Extracted material =
____________
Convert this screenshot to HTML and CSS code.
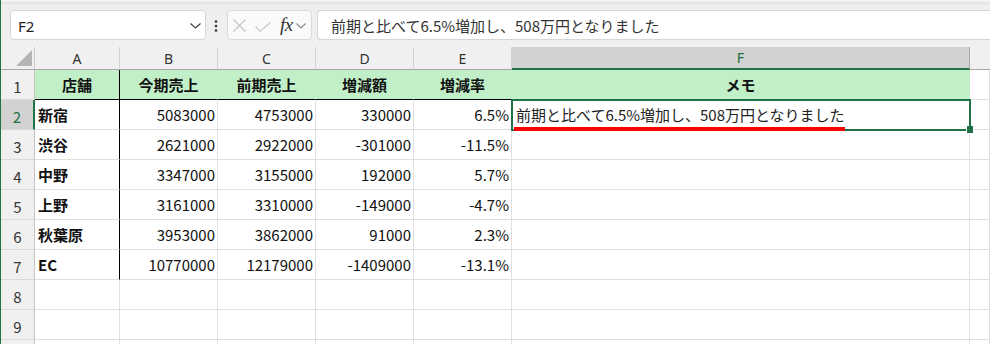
FILE: index.html
```html
<!DOCTYPE html>
<html lang="ja">
<head>
<meta charset="utf-8">
<link rel="stylesheet" href="styles.css">
</head>
<body>
<div class="app">
  <div class="toolbar">
    <div class="namebox">
      <span class="nb-text">F2</span>
      <svg class="nb-chev" width="11" height="6" viewBox="0 0 11 6"><path d="M0.5 0.5 L5.5 5 L10.5 0.5" fill="none" stroke="#444" stroke-width="1.2"/></svg>
    </div>
    <svg class="dots" width="4" height="12" viewBox="0 0 4 12"><circle cx="2" cy="1.5" r="1.3" fill="#333"/><circle cx="2" cy="6" r="1.3" fill="#333"/><circle cx="2" cy="10.5" r="1.3" fill="#333"/></svg>
    <div class="fxbox">
      <svg class="ic-x" width="13" height="13" viewBox="0 0 13 13"><path d="M0.5 0.5 L12.5 12.5 M12.5 0.5 L0.5 12.5" stroke="#c4c4c4" stroke-width="1.1" fill="none"/></svg>
      <svg class="ic-check" width="16" height="10" viewBox="0 0 16 10"><path d="M0.5 4.5 L5 9.3 L15.5 0.5" stroke="#c4c4c4" stroke-width="1.1" fill="none"/></svg>
      <span class="fx">fx</span>
      <svg class="fx-chev" width="10" height="6" viewBox="0 0 10 6"><path d="M0.5 0.5 L5 5 L9.5 0.5" fill="none" stroke="#888" stroke-width="1.1"/></svg>
    </div>
    <div class="formula">前期と比べて6.5%増加し、508万円となりました</div>
  </div>

  <div class="sheet">
    <!-- header row -->
    <div class="corner"><div class="tri"></div></div>
    <div class="ch">A</div>
    <div class="ch">B</div>
    <div class="ch">C</div>
    <div class="ch">D</div>
    <div class="ch">E</div>
    <div class="ch sel">F</div>
    <div class="ch rest"></div>

    <!-- row 1 -->
    <div class="rh">1</div>
    <div class="c hd ca">店舗</div>
    <div class="c hd">今期売上</div>
    <div class="c hd">前期売上</div>
    <div class="c hd">増減額</div>
    <div class="c hd">増減率</div>
    <div class="c hd hdf">メモ</div>
    <div class="c"></div>

    <!-- row 2 -->
    <div class="rh rsel">2</div>
    <div class="c b ca">新宿</div>
    <div class="c num">5083000</div>
    <div class="c num">4753000</div>
    <div class="c num">330000</div>
    <div class="c num">6.5%</div>
    <div class="c active">前期と比べて6.5%増加し、508万円となりました<span class="ime"></span><span class="frame"></span><span class="handle"></span></div>
    <div class="c"></div>

    <!-- row 3 -->
    <div class="rh">3</div>
    <div class="c b ca">渋谷</div>
    <div class="c num">2621000</div>
    <div class="c num">2922000</div>
    <div class="c num">-301000</div>
    <div class="c num">-11.5%</div>
    <div class="c"></div>
    <div class="c"></div>

    <!-- row 4 -->
    <div class="rh">4</div>
    <div class="c b ca">中野</div>
    <div class="c num">3347000</div>
    <div class="c num">3155000</div>
    <div class="c num">192000</div>
    <div class="c num">5.7%</div>
    <div class="c"></div>
    <div class="c"></div>

    <!-- row 5 -->
    <div class="rh">5</div>
    <div class="c b ca">上野</div>
    <div class="c num">3161000</div>
    <div class="c num">3310000</div>
    <div class="c num">-149000</div>
    <div class="c num">-4.7%</div>
    <div class="c"></div>
    <div class="c"></div>

    <!-- row 6 -->
    <div class="rh">6</div>
    <div class="c b ca">秋葉原</div>
    <div class="c num">3953000</div>
    <div class="c num">3862000</div>
    <div class="c num">91000</div>
    <div class="c num">2.3%</div>
    <div class="c"></div>
    <div class="c"></div>

    <!-- row 7 -->
    <div class="rh">7</div>
    <div class="c b ca">EC</div>
    <div class="c num">10770000</div>
    <div class="c num">12179000</div>
    <div class="c num">-1409000</div>
    <div class="c num">-13.1%</div>
    <div class="c"></div>
    <div class="c"></div>

    <!-- row 8 -->
    <div class="rh">8</div>
    <div class="c"></div><div class="c"></div><div class="c"></div><div class="c"></div><div class="c"></div><div class="c"></div><div class="c"></div>

    <!-- row 9 -->
    <div class="rh">9</div>
    <div class="c"></div><div class="c"></div><div class="c"></div><div class="c"></div><div class="c"></div><div class="c"></div><div class="c"></div>

    <!-- row 10 (only its top edge is visible) -->
    <div class="rh"></div>
    <div class="c"></div><div class="c"></div><div class="c"></div><div class="c"></div><div class="c"></div><div class="c"></div><div class="c"></div>
  </div>
</div>
</body>
</html>
```

FILE: styles.css
```css
* { box-sizing: border-box; }

html, body {
  margin: 0;
  padding: 0;
  width: 990px;
  height: 344px;
  overflow: hidden;
  background: #ffffff;
}

.app {
  width: 990px;
  height: 344px;
  border-left: 1px solid #217346;
  overflow: hidden;
}

.toolbar {
  height: 47px;
  display: flex;
  align-items: flex-start;
  padding-top: 10px;
  padding-left: 9px;
  background: linear-gradient(to bottom, #fafafa 0px, #e2e2e2 3px, #eeeeee 5px, #f0f0f0 100%);
}

.namebox {
  width: 196px;
  height: 30px;
  background: #fff;
  border: 1px solid #d6d6d6;
  border-radius: 4px;
  display: flex;
  align-items: center;
  justify-content: space-between;
  padding: 0 4px 0 7px;
}

.nb-text {
  font: 15px "Noto Sans", "Liberation Sans", sans-serif;
  color: #222;
  padding-top: 1px;
}

.nb-chev { margin-top: 2px; }

.dots {
  margin: 10px 0 0 8px;
}

.fxbox {
  margin-left: 9px;
  width: 85px;
  height: 30px;
  background: #fafafa;
  border: 1px solid #dadada;
  border-radius: 4px;
  display: flex;
  align-items: center;
  padding-left: 5px;
}

.ic-x { margin-top: 1px; }
.ic-check { margin-left: 9px; margin-top: 3px; }

.fx {
  margin-left: 9px;
  font: italic 19px "Liberation Serif", "DejaVu Serif", serif;
  color: #333;
  letter-spacing: -0.5px;
  line-height: 1;
  margin-top: -2px;
}

.fx-chev { margin-left: 3px; margin-top: 2px; }

.formula {
  margin-left: 5px;
  flex: 1;
  height: 30px;
  background: #fff;
  border: 1px solid #d6d6d6;
  border-right: none;
  border-radius: 4px 0 0 4px;
  display: flex;
  align-items: center;
  padding-left: 13px;
  font: 15px "Noto Sans CJK JP", sans-serif;
  color: #333;
  white-space: nowrap;
}

.sheet {
  display: grid;
  grid-template-columns: 34px 85px 98px 98px 98px 98px 458px 1fr;
  grid-template-rows: 23px repeat(10, 30px);
}

.corner {
  background: #f0f0f0;
  border-right: 1px solid #c8c8c8;
  border-bottom: 1px solid #a8a8a8;
  position: relative;
}

.tri {
  position: absolute;
  right: 2px;
  bottom: 3px;
  width: 0;
  height: 0;
  border-left: 16px solid transparent;
  border-bottom: 16px solid #b5b5b5;
}

.ch {
  background: #f0f0f0;
  border-right: 1px solid #d2d2d2;
  border-bottom: 1px solid #a8a8a8;
  display: flex;
  align-items: center;
  justify-content: center;
  font: 14px "Noto Sans", "Liberation Sans", sans-serif;
  color: #333;
}

.ch.sel {
  background: #d2d2d2;
  border-right-color: #a8a8a8;
  border-bottom: 2px solid #217346;
  color: #1e6e42;
}

.ch.rest { border-right: none; }

.rh {
  background: #f0f0f0;
  border-right: 1px solid #c4c4c4;
  border-bottom: 1px solid #dadada;
  display: flex;
  align-items: center;
  justify-content: center;
  padding-top: 3px;
  font: 15px "Noto Sans CJK JP", sans-serif;
  color: #333;
}

.rh.rsel {
  background: #d2d2d2;
  border-right: 2px solid #217346;
  color: #1e6e42;
}

.c {
  border-right: 1px solid #e0e0e0;
  border-bottom: 1px solid #e0e0e0;
  display: flex;
  align-items: center;
  padding: 0 3px;
  font: 15px "Noto Sans CJK JP", sans-serif;
  color: #111;
  white-space: nowrap;
  position: relative;
}

.num { justify-content: flex-end; padding-right: 2px; }

.b { font-weight: 700; }

.hd {
  background: #c1f0c8;
  border-right-color: #c1f0c8;
  border-bottom: 1px solid #000;
  justify-content: center;
  font-weight: 700;
}

.hd.hdf {
  border-bottom-color: #1e7145;
  border-right-color: #c1f0c8;
}

.ca { border-right-color: #000; }
.hd.ca { border-right-color: #000; }

.active {
  padding-left: 4px;
  color: #222;
}

.ime {
  position: absolute;
  left: 2px;
  top: 27px;
  width: 331px;
  height: 4px;
  background: #ff0000;
  z-index: 3;
}

.frame {
  position: absolute;
  left: -1px;
  top: -1px;
  width: 460px;
  height: 32px;
  border: 2px solid #1e7145;
  z-index: 2;
  pointer-events: none;
}

.handle {
  position: absolute;
  left: 454px;
  top: 26px;
  width: 8px;
  height: 8px;
  background: #1e7145;
  border: 1px solid #fff;
  border-top: none;
  z-index: 4;
}
```
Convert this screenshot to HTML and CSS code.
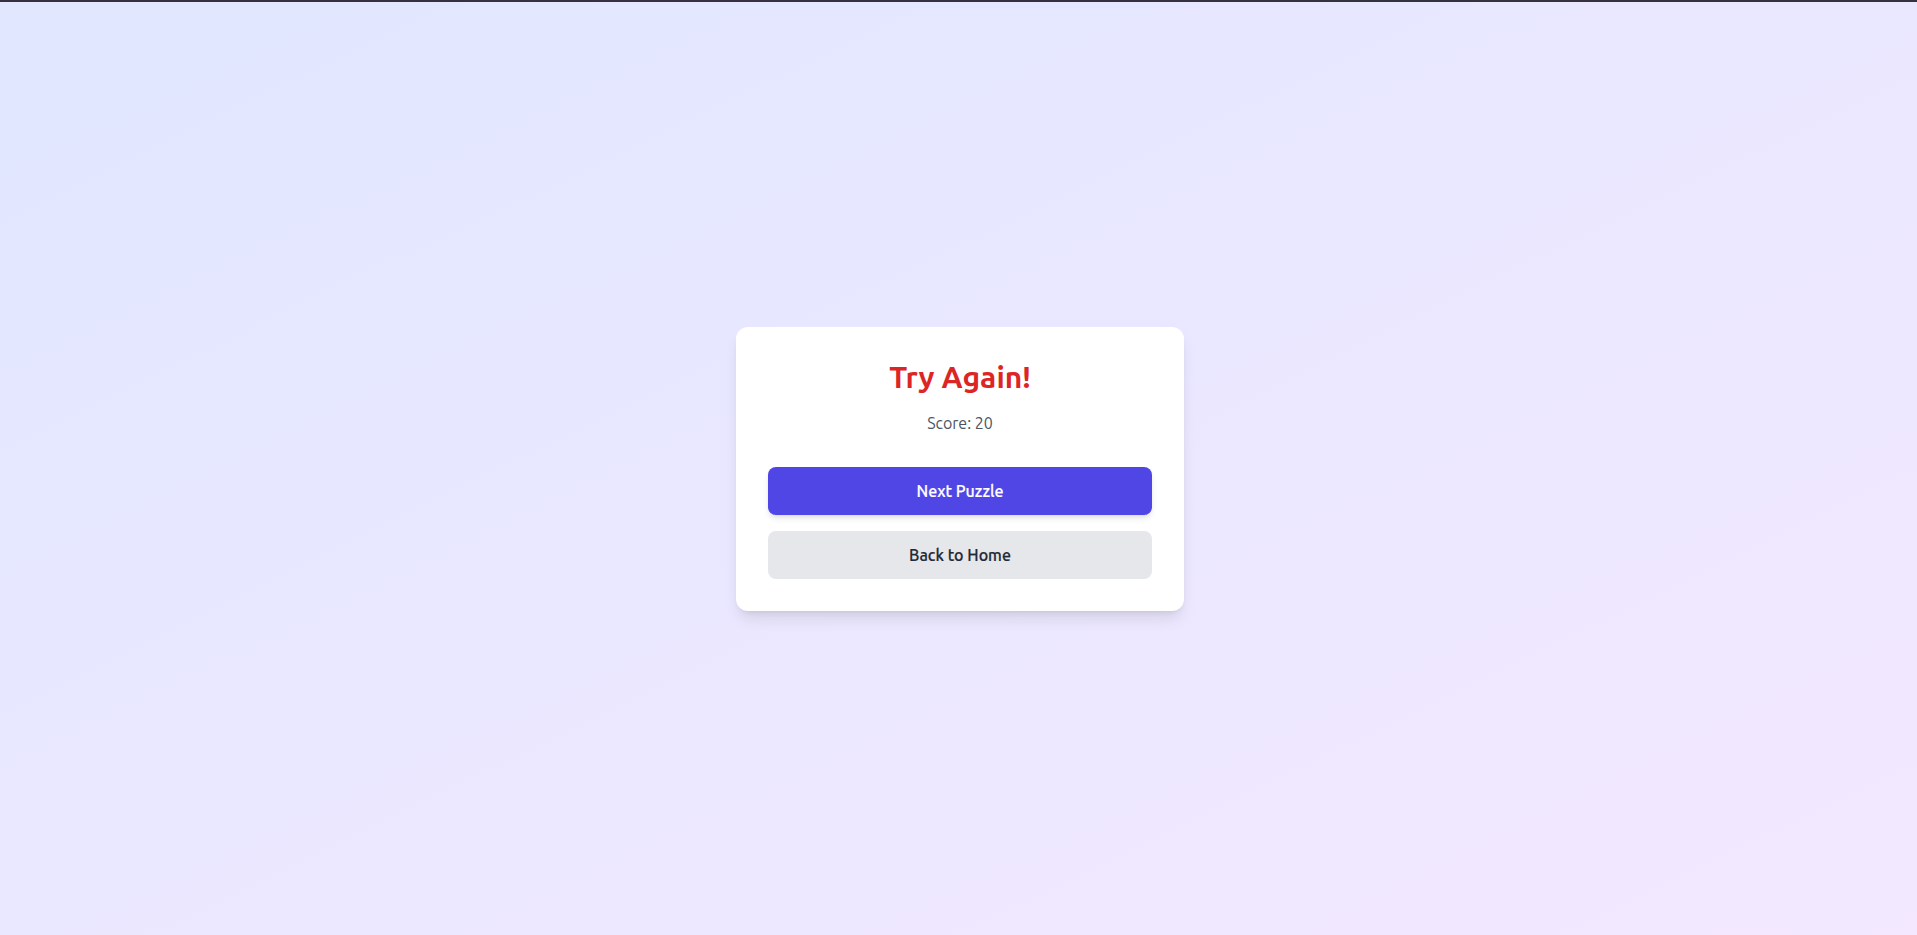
FILE: index.html
```html
<!DOCTYPE html>
<html lang="en">
<head>
<meta charset="utf-8">
<title>Try Again</title>
<link rel="stylesheet" href="styles.css">
</head>
<body>
<div class="topbar"></div>
<main class="page">
  <section class="card">
    <h1 class="title">Try Again!</h1>
    <p class="score">Score: 20</p>
    <div class="actions">
      <button class="btn btn-primary">Next Puzzle</button>
      <button class="btn btn-secondary">Back to Home</button>
    </div>
  </section>
</main>
</body>
</html>
```

FILE: styles.css
```css
* { box-sizing: border-box; }
html, body { margin: 0; padding: 0; height: 100%; }
body {
  font-family: "Ubuntu", "Noto Sans", "Open Sans", sans-serif;
  display: flex;
  flex-direction: column;
  background: linear-gradient(to bottom right, #e0e7ff, #f3e8ff);
}
.topbar {
  height: 2px;
  background: #36303f;
  flex: none;
}
.page {
  flex: 1;
  display: flex;
  align-items: center;
  justify-content: center;
  padding-left: 3px;
  padding-top: 1px;
}
.card {
  width: 448px;
  background: #fff;
  border-radius: 12px;
  padding: 32px;
  box-shadow: 0 10px 15px -3px rgba(0,0,0,0.1), 0 4px 6px -4px rgba(0,0,0,0.1);
  text-align: center;
}
.title {
  margin: 0 0 16px;
  font-size: 30px;
  line-height: 36px;
  font-weight: 700;
  color: #dc2626;
}
.score {
  margin: 0 0 32px;
  font-size: 16px;
  line-height: 24px;
  color: #4b5563;
}
.actions {
  display: flex;
  flex-direction: column;
  gap: 16px;
}
.btn {
  display: block;
  width: 100%;
  height: 48px;
  border: none;
  border-radius: 8px;
  font-family: "Ubuntu", "Noto Sans", sans-serif;
  font-size: 16px;
  line-height: 24px;
  font-weight: 500;
  -webkit-text-stroke: 0.2px currentColor;
  cursor: pointer;
}
.btn-primary {
  background: #4f46e5;
  color: #fff;
  box-shadow: 0 4px 6px -1px rgba(0,0,0,0.1), 0 2px 4px -2px rgba(0,0,0,0.1);
}
.btn-secondary {
  background: #e5e7eb;
  color: #1f2937;
}
```
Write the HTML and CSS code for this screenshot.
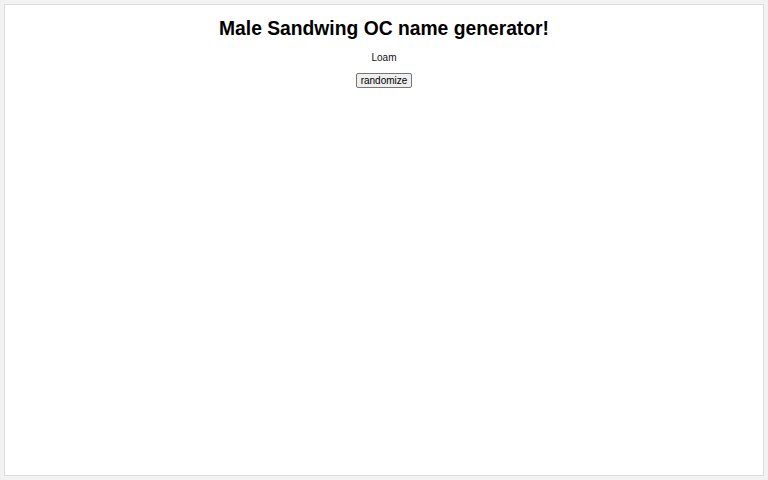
FILE: index.html
```html
<!DOCTYPE html>
<html lang="en">
<head>
    <meta charset="UTF-8">
    <meta name="viewport" content="width=device-width, initial-scale=1.0">
    <title>Male Sandwing OC name generator</title>
    <link rel="stylesheet" href="styles.css">
</head>
<body>
<div class="page">
    <h1>Male Sandwing OC name generator!</h1>

    <p class="name" id="name">Loam</p>

    <button class="randomize" id="randomize">randomize</button>
</div>
</body>
</html>
```

FILE: styles.css
```css
html, body {
    margin: 0;
    height: 100%;
}
body {
    background-color: #f2f2f2;
    padding: 4px 4px 4px 4px;
    box-sizing: border-box;
    font-family: "Liberation Sans", Arial, sans-serif;
}

.page {
    height: 472px;
    box-sizing: border-box;
    background-color: #fff;
    border: 1px solid #dcdcdc;
    text-align: center;
}

h1 {
    font-size: 19.3px;
    margin: 13px 0 0 0;
    color: #000;
}

.name {
    font-size: 10px;
    margin: 12px 0 0 0;
    color: #111;
}

.randomize {
    font-family: "Liberation Sans", Arial, sans-serif;
    font-size: 10px;
    margin-top: 10px;
    padding: 1px 4px;
    background-color: #efefef;
    border: 1px solid #767676;
    border-radius: 2px;
    color: #000;
}
```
____________
Do this =
In the copy, leave out all pictures, and retype exactly each line from the one with "Write the HTML" through the last line of the entries.

Result of this exercise =
Write the HTML and CSS code for this screenshot.
FILE: index.html
```html
<!DOCTYPE html>
<html lang="en">
<head>
    <meta charset="UTF-8">
    <meta name="viewport" content="width=device-width, initial-scale=1.0">
    <title>Male Sandwing OC name generator</title>
    <link rel="stylesheet" href="styles.css">
</head>
<body>
<div class="page">
    <h1>Male Sandwing OC name generator!</h1>

    <p class="name" id="name">Loam</p>

    <button class="randomize" id="randomize">randomize</button>
</div>
</body>
</html>
```

FILE: styles.css
```css
html, body {
    margin: 0;
    height: 100%;
}
body {
    background-color: #f2f2f2;
    padding: 4px 4px 4px 4px;
    box-sizing: border-box;
    font-family: "Liberation Sans", Arial, sans-serif;
}

.page {
    height: 472px;
    box-sizing: border-box;
    background-color: #fff;
    border: 1px solid #dcdcdc;
    text-align: center;
}

h1 {
    font-size: 19.3px;
    margin: 13px 0 0 0;
    color: #000;
}

.name {
    font-size: 10px;
    margin: 12px 0 0 0;
    color: #111;
}

.randomize {
    font-family: "Liberation Sans", Arial, sans-serif;
    font-size: 10px;
    margin-top: 10px;
    padding: 1px 4px;
    background-color: #efefef;
    border: 1px solid #767676;
    border-radius: 2px;
    color: #000;
}
```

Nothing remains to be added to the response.